Social Activity: Part of a Happy Retirement
Research shows that people who regularly interact with others maintain their brain function better than those who don’t.
The overall success of a community is dependent on the health and well-being of all of its members, according to Jackie Hickey, RN and community health advisor at Bayshore Home Health. And being around like-minded people with similar interests is a great vitamin. Sharing ideas and fears with your peers, knowing you are not alone, having someone to come to your aid—these all provide us with emotional and physical security. After all, “being accepted and involved is applicable at any age,” says Jackie.
But for many older adults, the challenges presented by the passing of time can be overwhelming and even debilitating, leading to isolation and depression. What happens when the mere act of getting out of a chair becomes a strain?
One great solution is the retirement residence, which offers many social opportunities that engage the mind, body and soul, right at your doorstep. Just ask Doreen Burrows, a resident of Amica at Douglas House in Victoria, B.C. After a terrible car accident, the 85-year-old widow realized it was time to reevaluate her living arrangements: “I tell seniors... we are co-dependent; if you take a walk and fall, you are dependent on the kindness of others to help you up. To say you’re independent and won’t receive any help is just prideful.”

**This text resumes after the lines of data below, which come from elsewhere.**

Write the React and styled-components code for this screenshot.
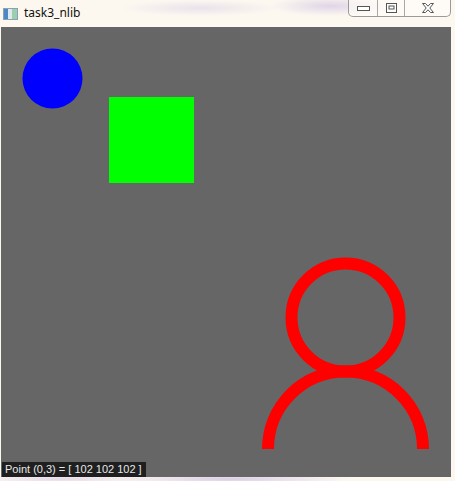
import React from "react";
import styled, { createGlobalStyle } from "styled-components";

const Global = createGlobalStyle`
  html, body { margin: 0; padding: 0; background: #fbf7ef; }
  body { width: 455px; height: 481px; overflow: hidden; }
`;

const Window = styled.div`
  width: 455px;
  height: 481px;
  display: flex;
  flex-direction: column;
  background:
    radial-gradient(ellipse 60px 10px at 330px 6px, rgba(190,170,220,0.45), transparent),
    radial-gradient(ellipse 80px 8px at 200px 8px, rgba(200,185,225,0.35), transparent),
    radial-gradient(ellipse 120px 6px at 230px 479px, rgba(190,170,220,0.55), transparent),
    radial-gradient(ellipse 90px 5px at 60px 479px, rgba(200,180,225,0.45), transparent),
    #fcf8f0;
  font-family: "Noto Sans", "Open Sans", sans-serif;
`;

const TitleBar = styled.div`
  height: 27px;
  display: flex;
  align-items: flex-start;
  position: relative;
`;

const AppIcon = styled.div`
  margin: 8px 0 0 3px;
  width: 13px;
  height: 10px;
  border: 1px solid #8aa0b4;
  background: linear-gradient(90deg, #4f86c6 0 4px, #dfe9f0 4px 8px, #9ccfb0 8px);
`;

const Title = styled.span`
  margin: 5px 0 0 6px;
  font-size: 12px;
  line-height: 16px;
  color: #111;
`;

const Caption = styled.div`
  position: absolute;
  top: 0;
  left: 348px;
  width: 101px;
  height: 16px;
  display: flex;
  border: 1px solid #9a9a9a;
  border-top: none;
  border-radius: 0 0 5px 5px;
  background: rgba(255, 252, 248, 0.6);
  overflow: hidden;
`;

const CapBtn = styled.div`
  width: ${(p) => p.$w}px;
  height: 16px;
  display: flex;
  align-items: center;
  justify-content: center;
  border-left: ${(p) => (p.$first ? "none" : "1px solid #a8a8a8")};
`;

const Body = styled.div`
  display: flex;
  padding-left: 1px;
`;

const Canvas = styled.div`
  position: relative;
  width: 450px;
  height: 450px;
  background: #666666;
`;

const Status = styled.div`
  position: absolute;
  left: 1px;
  bottom: 0;
  height: 15px;
  padding: 0 4px 0 3px;
  background: #1f1f1f;
  color: #e8e8e8;
  font-family: "Liberation Sans", Arial, sans-serif;
  font-size: 11px;
  line-height: 15px;
  white-space: nowrap;
`;

export default function App() {
  return (
    <>
      <Global />
      <Window>
        <TitleBar>
          <AppIcon />
          <Title>task3_nlib</Title>
          <Caption>
            <CapBtn $w={28} $first>
              <svg width="13" height="5" viewBox="0 0 13 5">
                <rect x="0.5" y="0.5" width="12" height="4" fill="#fff" stroke="#555" />
              </svg>
            </CapBtn>
            <CapBtn $w={26}>
              <svg width="11" height="10" viewBox="0 0 11 10">
                <rect x="0.5" y="0.5" width="10" height="9" fill="#fff" stroke="#555" />
                <rect x="3" y="3" width="5" height="3" fill="none" stroke="#555" />
              </svg>
            </CapBtn>
            <CapBtn $w={45}>
              <svg width="12" height="10" viewBox="0 0 12 10">
                <path
                  d="M0.5 0.5 H3.5 L6 3.2 L8.5 0.5 H11.5 L7.8 5 L11.5 9.5 H8.5 L6 6.8 L3.5 9.5 H0.5 L4.2 5 Z"
                  fill="#fff"
                  stroke="#555"
                  strokeWidth="1"
                  strokeLinejoin="round"
                />
              </svg>
            </CapBtn>
          </Caption>
        </TitleBar>
        <Body>
          <Canvas>
            <svg width="450" height="450" viewBox="0 0 450 450" style={{ display: "block" }}>
              <circle cx="51.5" cy="51.5" r="30" fill="#0000ff" />
              <rect x="108" y="70" width="85" height="86" fill="#00ff00" />
              <circle cx="344.5" cy="290.5" r="54" fill="none" stroke="#ff0000" strokeWidth="12" />
              <path
                d="M 267 422 A 77.5 77.5 0 0 1 422 422"
                fill="none"
                stroke="#ff0000"
                strokeWidth="12"
              />
            </svg>
            <Status>Point (0,3) = [ 102 102 102 ]</Status>
          </Canvas>
        </Body>
      </Window>
    </>
  );
}
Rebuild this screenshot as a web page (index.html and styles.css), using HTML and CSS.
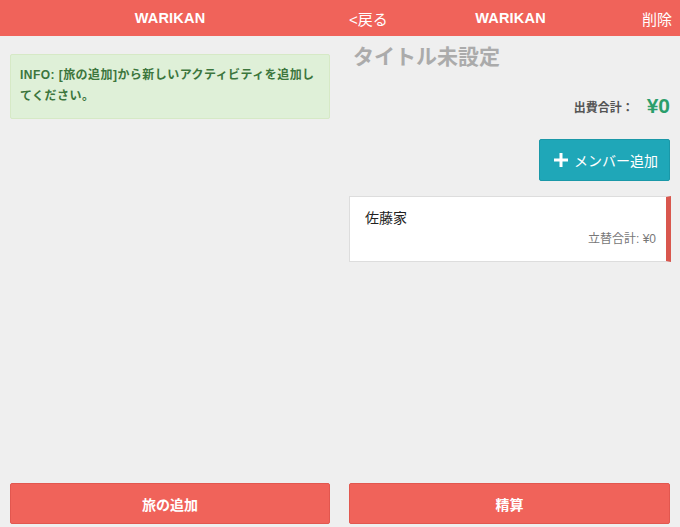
FILE: index.html
```html
<!DOCTYPE html>
<html lang="ja">
<head>
<meta charset="utf-8">
<title>WARIKAN</title>
<link rel="stylesheet" href="styles.css">
</head>
<body>
<div class="app">
  <section class="pane pane-left">
    <header class="bar">
      <span class="bar-title">WARIKAN</span>
    </header>
    <div class="info">INFO: [旅の追加]から新しいアクティビティを追加してください。</div>
    <div class="footer">
      <button class="btn-red">旅の追加</button>
    </div>
  </section>
  <section class="pane pane-right">
    <header class="bar bar-split">
      <span class="bar-side">&lt;戻る</span>
      <span class="bar-title">WARIKAN</span>
      <span class="bar-side bar-side-right">削除</span>
    </header>
    <div class="content">
      <h1 class="trip-title">タイトル未設定</h1>
      <div class="total">
        <span class="total-label">出費合計：</span>
        <span class="total-value">¥0</span>
      </div>
      <div class="actions">
        <button class="btn-teal">
          <svg class="plus" width="16" height="16" viewBox="0 0 16 16"><path d="M8 1v14M1 8h14" stroke="#fff" stroke-width="3" fill="none"/></svg>
          <span>メンバー追加</span>
        </button>
      </div>
      <div class="member">
        <div class="member-name">佐藤家</div>
        <div class="member-sum">立替合計: ¥0</div>
      </div>
    </div>
    <div class="footer footer-right">
      <button class="btn-red">精算</button>
    </div>
  </section>
</div>
</body>
</html>
```
FILE: styles.css
```css
* { box-sizing: border-box; }
html, body { margin: 0; padding: 0; }
body {
  background: #efefef;
  font-family: "Liberation Sans", "Noto Sans CJK JP", sans-serif;
  width: 680px;
  height: 527px;
  overflow: hidden;
}
.app {
  display: flex;
  width: 680px;
  height: 527px;
}
.pane {
  width: 340px;
  display: flex;
  flex-direction: column;
  height: 527px;
}
.bar {
  height: 36px;
  background: #f0635a;
  color: #fff;
  display: flex;
  align-items: center;
  justify-content: center;
  flex-shrink: 0;
}
.bar-title {
  font-weight: bold;
  font-size: 14.5px;
  letter-spacing: 0.2px;
}
.bar-split {
  justify-content: space-between;
  padding: 0 8px 0 9px;
}
.bar-side {
  font-size: 15px;
  width: 50px;
}
.bar-side-right { text-align: right; }
.info {
  margin: 18px 10px 0 10px;
  background: #dff0d8;
  border: 1px solid #d6e9c6;
  border-radius: 2px;
  color: #3c763d;
  font-weight: bold;
  font-size: 12px;
  letter-spacing: 0.45px;
  line-height: 21px;
  padding: 10px 8px 11px 9px;
}
.footer {
  margin-top: auto;
  padding: 0 10px 3px 10px;
}
.footer-right { padding-left: 9px; }
.btn-red {
  display: block;
  width: 100%;
  height: 41px;
  border: 1px solid #e2574f;
  border-radius: 2px;
  background: #f0635a;
  color: #fff;
  font-family: "Liberation Sans", "Noto Sans CJK JP", sans-serif;
  font-size: 14px;
  font-weight: bold;
  padding: 0;
}
.content {
  padding: 0 10px 0 9px;
}
.trip-title {
  margin: 7px 0 0 4px;
  font-size: 21px;
  line-height: 28px;
  font-weight: bold;
  color: #ababab;
}
.total {
  display: flex;
  justify-content: flex-end;
  align-items: center;
  margin-top: 20px;
  height: 30px;
}
.total-label {
  font-size: 12px;
  font-weight: bold;
  color: #555;
  margin-right: 13px;
}
.total-value {
  font-size: 21px;
  font-weight: bold;
  color: #2a9e6b;
}
.actions {
  display: flex;
  justify-content: flex-end;
  margin-top: 18px;
}
.btn-teal {
  width: 131px;
  height: 42px;
  background: #1fa7b8;
  border: 1px solid #1a98a8;
  border-radius: 2px;
  color: #fff;
  display: flex;
  align-items: center;
  justify-content: center;
  gap: 5px;
  font-family: "Liberation Sans", "Noto Sans CJK JP", sans-serif;
  font-size: 14px;
  padding: 0 0 0 2px;
}
.member {
  margin-top: 15px;
  background: #fff;
  border: 1px solid #dddddd;
  border-right: 5px solid #d9574e;
  height: 66px;
  padding: 11px 10px 0 15px;
  width: 322px;
}
.member-name {
  font-size: 14px;
  line-height: 20px;
  color: #222;
}
.member-sum {
  text-align: right;
  font-size: 12px;
  line-height: 18px;
  color: #777;
  margin-top: 2px;
}
```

Chartwell Classic Oakville – Photograph by Tobi Asmoucha
Doreen is determined to make the most of her new situation as she animatedly rhymes off all the clubs and activities Amica has to offer: Happy Hour, lectures, yoga and meditation, sing-songs, reading groups, recitals, and the list goes on. “I recommend reading groups—I belong to two. When reading socially, together, you’re going to be sociable; you really get to know about a person... and each adds to the depth of the others. (I want to be able to say) I’m a better person for having known you.”